The magnetic hysteresis loop of undoped and 5% Nd-doped CoFe₂O₄ thin films

A typical hysteresis loop is observed for both pure and Nd-doped CoFe₂O₄ thin films supporting the existence of room temperature ferromagnetism. The value of saturation magnetization for pure CoFe₂O₄ thin films was observed to be 34.2 emu.gm⁻¹ and when doped with 5% Nd³⁺, the 40.8 emu.gm⁻¹. The value of saturation magnetization was found to increase with the increase of Nd³⁺ substitution in cobalt ferrite. These values agree well with the earlier literature (Lee et al. 1998). The Nd ions get substituted in the octahedral site of the CoFe₂O₄ spinel structure. Neodymium substitution increases the structural stability of the cobalt ferrite film due to which inhomogeneous spin structure gets suppressed and hence an increased value in the saturation magnetization (Yan et al. 2007).

Conclusion

In this work, cobalt ferrite thin films were deposited on the glass substrates with different Nd doping concentrations.

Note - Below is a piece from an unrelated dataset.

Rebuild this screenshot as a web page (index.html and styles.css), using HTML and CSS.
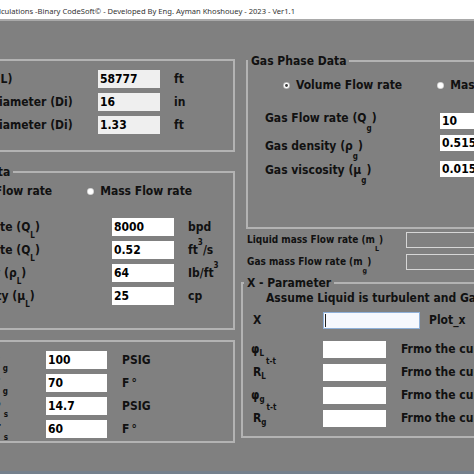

The deposited undoped and Nd-doped CoFe₂O₄ films have excellent adherence and were found to have a good uniformity on the substrate surface. The XRD spectra indicate that the films have a cubic crystal structure. The Raman analysis established peaks corresponding to octahedral as well as tetrahedral vibrations of the lattice. The presence of the rare earth ions as well as the main elements of the ferrite films were affirmed by EDX analysis. The SEM images show a decrease in the size of the nano spherical CoFe₂O₄ grains with the increase in the doping concentration. The magnetic studies show an enhancement in the magnetic properties of CoFe₂O₄ thin films with Nd doping. Hence this study reveals that 5% of Nd doping in CoFe₂O₄ film enhances its structural, morphological, optical as well as magnetic properties and nebulizer assisted spray pyrolysis can be adopted as cheap technique for mass production of Nd-doped CoFe₂O₄ thin films.